Thirteen years ago, an exiled Uyghur human rights activist named Rebiya Kadeer applied to my government for a visa to visit Australia and speak at the Melbourne Film Festival on the Chinese government’s treatment of her fellow citizens in their homeland of Xinjiang.
It had all the makings of a political spectacle. The Chinese government demanded we refuse Kadeer, labelling her a terrorist. Activists and event organisers steadfastly supported Kadeer’s right to speak.
The Liberal Party sided with Beijing, demanding we stop the visit to avoid “offending China”.
Our position was clear: Australia was governed by the rule of law and regular administrative procedure. If Beijing could explain why Kadeer’s application breached the Migration Act, it was free to make that case.
In fact, I remember asking the Chinese ambassador at the time to provide us with evidence that she was a terrorist. They didn’t.
All applicants for Australian visas deserved to have their claims processed without being thrust into the crossfire of Australian domestic politics.
Which brings me to Novak Djokovic. The only reason this simple visa process has become a rolling political circus is because this Prime Minister couldn’t help but sink his grubby fingers into it for domestic political purposes.

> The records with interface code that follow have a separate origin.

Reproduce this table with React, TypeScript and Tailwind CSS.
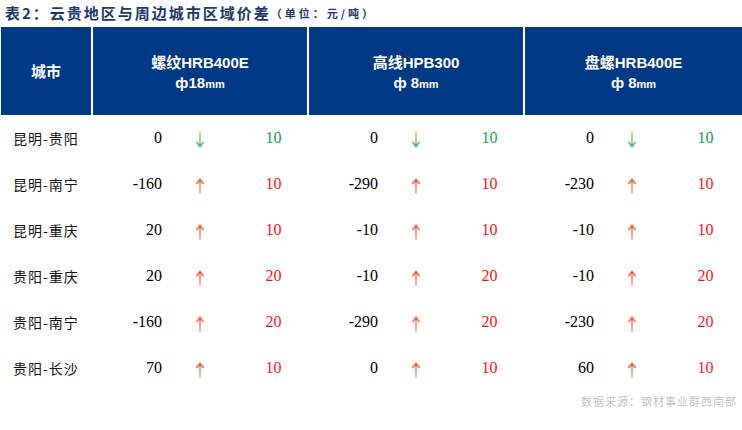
import React from 'react';

// Header groups
const groups = [
  { name: '螺纹HRB400E', spec: 'ф18' },
  { name: '高线HPB300', spec: 'ф 8' },
  { name: '盘螺HRB400E', spec: 'ф 8' },
];

type Cell = { price: string; up: boolean; delta: number };

const rows: { city: string; cells: Cell[] }[] = [
  {
    city: '昆明-贵阳',
    cells: [
      { price: '0', up: false, delta: 10 },
      { price: '0', up: false, delta: 10 },
      { price: '0', up: false, delta: 10 },
    ],
  },
  {
    city: '昆明-南宁',
    cells: [
      { price: '-160', up: true, delta: 10 },
      { price: '-290', up: true, delta: 10 },
      { price: '-230', up: true, delta: 10 },
    ],
  },
  {
    city: '昆明-重庆',
    cells: [
      { price: '20', up: true, delta: 10 },
      { price: '-10', up: true, delta: 10 },
      { price: '-10', up: true, delta: 10 },
    ],
  },
  {
    city: '贵阳-重庆',
    cells: [
      { price: '20', up: true, delta: 20 },
      { price: '-10', up: true, delta: 20 },
      { price: '-10', up: true, delta: 20 },
    ],
  },
  {
    city: '贵阳-南宁',
    cells: [
      { price: '-160', up: true, delta: 20 },
      { price: '-290', up: true, delta: 20 },
      { price: '-230', up: true, delta: 20 },
    ],
  },
  {
    city: '贵阳-长沙',
    cells: [
      { price: '70', up: true, delta: 10 },
      { price: '0', up: true, delta: 10 },
      { price: '60', up: true, delta: 10 },
    ],
  },
];

const cjk = "font-['Noto_Sans_CJK_SC',sans-serif]";
const serif = "font-['Liberation_Serif','Noto_Sans_CJK_SC',serif]";

// Gradient arrow, drawn rather than typed so the fill can fade like the source
function Arrow({ up }: { up: boolean }) {
  const id = up ? 'arrow-up' : 'arrow-down';
  return (
    <svg width="10" height="18" viewBox="0 0 10 18" className="mt-[3px]">
      <defs>
        <linearGradient id={id} x1="0" y1="0" x2="0" y2="18" gradientUnits="userSpaceOnUse">
          {up ? (
            <>
              <stop offset="0" stopColor="#ff4a00" />
              <stop offset="1" stopColor="#ff9ab8" />
            </>
          ) : (
            <>
              <stop offset="0" stopColor="#d8d040" />
              <stop offset="1" stopColor="#1aae7e" />
            </>
          )}
        </linearGradient>
      </defs>
      {up ? (
        <path d="M5 2.5V17M1.5 7L5 2.5L8.5 7" fill="none" stroke={`url(#${id})`} strokeWidth="1.4" />
      ) : (
        <path d="M5 1V15.5M1.5 11L5 15.5L8.5 11" fill="none" stroke={`url(#${id})`} strokeWidth="1.4" />
      )}
    </svg>
  );
}

export default function App() {
  return (
    <div className="w-[742px] h-[430px] bg-white overflow-hidden">
      {/* Title */}
      <div className={`h-[27px] pl-[5px] flex items-center text-[#1b3a6b] font-bold ${cjk}`}>
        <span className="text-[15px] tracking-[2px]">表2：云贵地区与周边城市区域价差</span>
        <span className="text-[11px] tracking-[3px]">（单位：元/吨）</span>
      </div>

      {/* Header */}
      <div className="flex gap-[2px] pl-px h-[88px]">
        <div className={`w-[90px] bg-[#003985] flex items-center justify-center text-white font-bold text-[15px] ${cjk}`}>
          城市
        </div>
        {groups.map((g, i) => (
          <div
            key={g.name}
            className={`${i === 2 ? 'flex-1' : 'w-[214px]'} bg-[#003985] flex flex-col items-center justify-center text-white font-bold leading-[20px] pt-[4px]`}
          >
            <span className="text-[15px] font-['Liberation_Sans','Noto_Sans_CJK_SC',sans-serif]">{g.name}</span>
            <span className="text-[15px] font-['Liberation_Sans',sans-serif]">
              {g.spec}
              <span className="text-[11px]">mm</span>
            </span>
          </div>
        ))}
      </div>

      {/* Rows */}
      <div>
        {rows.map((r) => (
          <div key={r.city} className="flex h-[46px] items-center">
            <div className={`w-[93px] pl-[13px] text-[14px] tracking-[1px] text-[#111] ${cjk}`}>{r.city}</div>
            {r.cells.map((c, i) => (
              <div key={i} className={`w-[216px] flex items-center text-[16px] ${serif}`}>
                <span className="w-[69px] text-right text-black">{c.price}</span>
                <span className="w-[76px] flex justify-center">
                  <Arrow up={c.up} />
                </span>
                <span className={`w-[71px] text-center ${c.up ? 'text-[#ff1010]' : 'text-[#18a050]'}`}>
                  {c.delta}
                </span>
              </div>
            ))}
          </div>
        ))}
      </div>

      {/* Footer */}
      <div className={`mt-[2px] pr-[5px] text-right text-[11px] tracking-[1px] text-[#c4c4c4] ${cjk}`}>
        数据来源：钢材事业群西南部
      </div>
    </div>
  );
}
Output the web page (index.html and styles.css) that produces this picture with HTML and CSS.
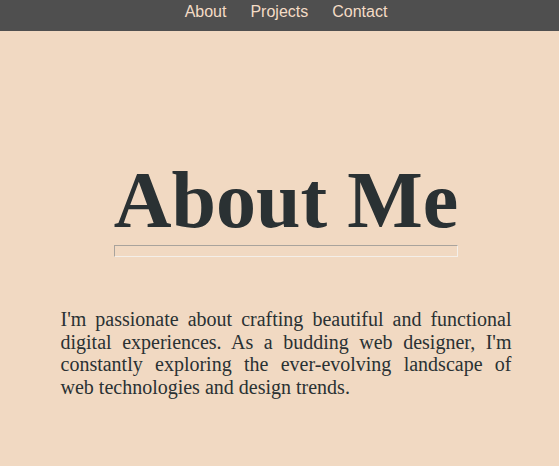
FILE: index.html
```html
<!DOCTYPE html>
<html>
<head>
<meta charset="utf-8">
<link rel="stylesheet" href="styles.css">
</head>
<body>
<header class="topbar">
  <nav class="nav">
    <a href="#" class="nav-link">About</a>
    <a href="#" class="nav-link">Projects</a>
    <a href="#" class="nav-link">Contact</a>
  </nav>
</header>
<main class="main">
  <section class="about">
    <div class="title-wrap">
      <h1 class="title">About Me</h1>
      <hr class="rule">
    </div>
    <p class="intro">I'm passionate about crafting beautiful and functional digital experiences. As a budding web designer, I'm constantly exploring the ever-evolving landscape of web technologies and design trends.</p>
  </section>
</main>
</body>
</html>
```

FILE: styles.css
```css
html, body {
  margin: 0;
  padding: 0;
}
body {
  background: #f1d9c2;
  font-family: "Liberation Serif", "Times New Roman", serif;
  color: #2a3133;
  height: 466px;
  overflow: hidden;
}
.topbar {
  background: #4f4f4f;
  height: 31px;
}
.nav {
  display: flex;
  justify-content: center;
  gap: 24px;
  padding-left: 13px;
  padding-top: 2px;
}
.nav-link {
  font-family: "Liberation Sans", Arial, sans-serif;
  font-size: 16px;
  color: #f4dcc6;
  text-decoration: none;
  line-height: 20px;
}
.main {
  padding-left: 13px;
}
.about {
  display: flex;
  flex-direction: column;
  align-items: center;
}
.title-wrap {
  display: flex;
  flex-direction: column;
  margin-top: 123px;
}
.title {
  margin: 0;
  font-size: 80px;
  font-weight: bold;
  line-height: 92px;
  color: #2a3133;
}
.rule {
  margin: 0;
  margin-top: -1px;
  height: 10px;
  border-style: solid;
  border-width: 1px;
  border-top-color: #a9a39c;
  border-left-color: #a9a39c;
  border-right-color: #f4efe9;
  border-bottom-color: #f4efe9;
}
.intro {
  width: 451px;
  margin: 51px 0 0;
  font-size: 20px;
  line-height: 22.5px;
  text-align: justify;
  color: #2a3133;
}
```
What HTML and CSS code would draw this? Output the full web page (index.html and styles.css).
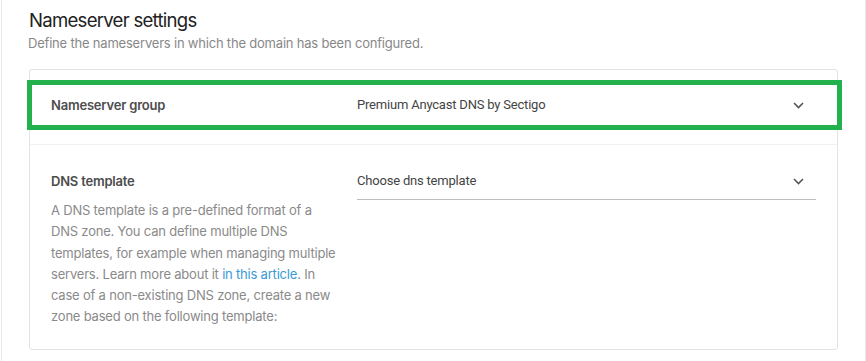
FILE: index.html
```html
<!DOCTYPE html>
<html>
<head>
<meta charset="utf-8">
<link rel="stylesheet" href="styles.css">
</head>
<body>
<div class="page">
  <h1 class="title">Nameserver settings</h1>
  <p class="subtitle">Define the nameservers in which the domain has been configured.</p>
  <div class="card">
    <div class="row row-first">
      <div class="label-col">
        <div class="label">Nameserver group</div>
      </div>
      <div class="field-col">
        <div class="select select-plain">
          <span class="select-text">Premium Anycast DNS by Sectigo</span>
          <svg class="chev" width="11" height="7" viewBox="0 0 11 7"><polyline points="1,1 5.5,5.5 10,1" fill="none" stroke="#555" stroke-width="1.6"/></svg>
        </div>
      </div>
      <div class="highlight"></div>
    </div>
    <div class="row row-second">
      <div class="label-col">
        <div class="label">DNS template</div>
        <p class="desc">A DNS template is a pre-defined format of a DNS zone. You can define multiple DNS templates, for example when managing multiple servers. Learn more about it <a class="link" href="#">in this article</a>. In case of a non-existing DNS zone, create a new zone based on the following template:</p>
      </div>
      <div class="field-col">
        <div class="select">
          <span class="select-text">Choose dns template</span>
          <svg class="chev" width="11" height="7" viewBox="0 0 11 7"><polyline points="1,1 5.5,5.5 10,1" fill="none" stroke="#555" stroke-width="1.6"/></svg>
        </div>
      </div>
    </div>
  </div>
</div>
</body>
</html>
```
FILE: styles.css
```css
html, body {
  margin: 0;
  padding: 0;
  background: #fff;
}
body {
  font-family: Inter, "Noto Sans", sans-serif;
}
.page {
  margin-left: 1px;
  width: 863px;
  height: 361px;
  border-left: 1px solid #e6e6e6;
  border-right: 1px solid #e6e6e6;
  box-sizing: content-box;
}
.title {
  margin: 0;
  padding: 8px 0 0 27px;
  font-size: 18.6px;
  line-height: 24px;
  font-weight: 400;
  letter-spacing: -0.75px;
  color: #222;
}
.subtitle {
  margin: 2px 0 0 26px;
  font-size: 13px;
  line-height: 18px;
  letter-spacing: -0.2px;
  color: #888;
}
.card {
  margin: 17px 0 0 27px;
  width: 807px;
  border: 1px solid #e3e3e3;
  border-radius: 3px;
}
.row {
  display: flex;
  padding: 0 21px;
  position: relative;
}
.row-first {
  padding-top: 26px;
  padding-bottom: 20px;
  border-bottom: 1px solid #f1f1f1;
}
.row-second {
  padding-top: 27px;
  padding-bottom: 21px;
}
.label-col {
  width: 40%;
  box-sizing: border-box;
  padding-right: 15px;
}
.field-col {
  width: 60%;
}
.label {
  font-size: 13px;
  line-height: 18px;
  font-weight: 600;
  letter-spacing: -0.2px;
  color: #4d4d4d;
}
.desc {
  margin: 10px 0 0;
  font-size: 13px;
  line-height: 21.3px;
  letter-spacing: -0.2px;
  color: #8a8a8a;
}
.link {
  color: #3a9ad6;
  text-decoration: none;
}
.select {
  display: flex;
  align-items: center;
  justify-content: space-between;
  padding-bottom: 9px;
  border-bottom: 1px solid #bdbdbd;
}
.select-plain {
  border-bottom-color: transparent;
}
.select-text {
  font-family: Roboto, "Liberation Sans", sans-serif;
  font-size: 13px;
  line-height: 18px;
  letter-spacing: -0.2px;
  color: #444;
}
.chev {
  margin-right: 12px;
  display: block;
}
.highlight {
  position: absolute;
  left: -3px;
  right: -5px;
  top: 10px;
  height: 40px;
  border: 5px solid #22b14c;
  pointer-events: none;
}
```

In case people have forgotten, it is not normal for world leaders to announce individual visa cancellations via Twitter.
For the past week, the government’s management of the tennis star’s fate has in part been designed to distract Australians from the real-world consequences of Scott Morrison’s “living with the virus” – a testing system that has collapsed, hospitalisations rising exponentially and frontline medical workers at breaking point.
Morrison’s decision to ignore warnings about looming demand spikes and logistical disruptions has resulted in empty supermarket shelves, queues for laboratory tests that snake around city blocks, vaccine booster shortages and a thriving black market in rapid antigen tests.
Most importantly, in the week since Djokovic’s arrival, COVID-19 has killed more Australians than the Black Saturday bushfires or the Bali bombings.
Each time Djokovic leads the news, there are high-fives in the Prime Minister’s Office. At every stage, the government’s strategists have attempted to squeeze more life out of this giant distraction. No matter the cost to Australia’s reputation.
Otherwise, why wouldn’t Immigration Minister Alex Hawke have made his determination on Djokovic by now, rather than government sources leaking out each day that his decision may be imminent?
The government’s public brawl over whether to deport Djokovic is a national and international embarrassment. It suggests to the world that we are not a country of laws, administered by an impartial and predictable legal system, but instead some sort of latter-day banana republic where decisions are made by politicians according to their personal whims.
Did Djokovic’s advocates in the government – such as Warren Entsch, Dave Sharma and John Alexander – think the world would ignore the politically charged hypocrisy of letting the world’s top male player compete while lesser-known female Czech player Renata Voráčová was chased down and deported?
And did Djokovic’s critics think it reflected positively on Australia’s justice system that, barely minutes after the court’s decision on Monday, Liberal MP Julian Simmonds was out on the BBC heaping pressure on his colleagues to ensure the star was swiftly kicked out?
And what about Nationals senator Matt Canavan spreading pseudoscientific nonsense about Djokovic’s “natural immunity” being far superior to the protection afforded by vaccines? How does that engender public confidence that our laws are grounded in evidence?
This is just barmy stuff. If a competent government wanted to avoid this debacle, it could easily have done so.
It was well known last year that many professional sportspeople – not just Djokovic – were extremely unlikely to embrace vaccination.
If vaccination was meant to be a condition of travel, why didn’t the government require each players’ vaccination history before issuing those visas in the first place? And certainly before allowing them to travel to Australia. The problem would have been solved.
Once Djokovic’s individual situation became clear, Morrison didn’t need to make himself the ringmaster of the political circus by beating his chest. The Prime Minister could easily have declined to reflect on the independent process because, believe it or not, the national leader has weightier matters to deal with on the current pandemic than a single unvaccinated tourist.
When we look back on this period of history, I suspect Australians would rather have had a prime minister focused on saving lives during a public health emergency than picking political fights with a tennis player – and with the active support of the Murdoch media, leading a national debate on whether Djokovic is a bad person.
Now, as we edge towards Djokovic’s likely deportation, we can expect Morrison to again puff out his chest for the Australian people to give him a medal.
But Morrison should know that prime ministers don’t get applause for cleaning up messes they themselves create; few could forget how bushfire-ravaged communities responded when he descended on their towns seeking praise for having cut short his Hawaiian holiday. It didn’t go down very well.
Sadly, the government has engineered a politically charged popularity contest between those who like Djokovic and want him to play, and those who dislike him and want to give him the boot.
This is a phoney debate that obscures the real matters at hand: That Australia must return to a proper system of public administration with a consistent, predictable and independent system of administrative law operating at arm’s length from day-to-day politics; and that Australia’s political leadership must return to the job the people expect of it in the proper management of this appalling pandemic.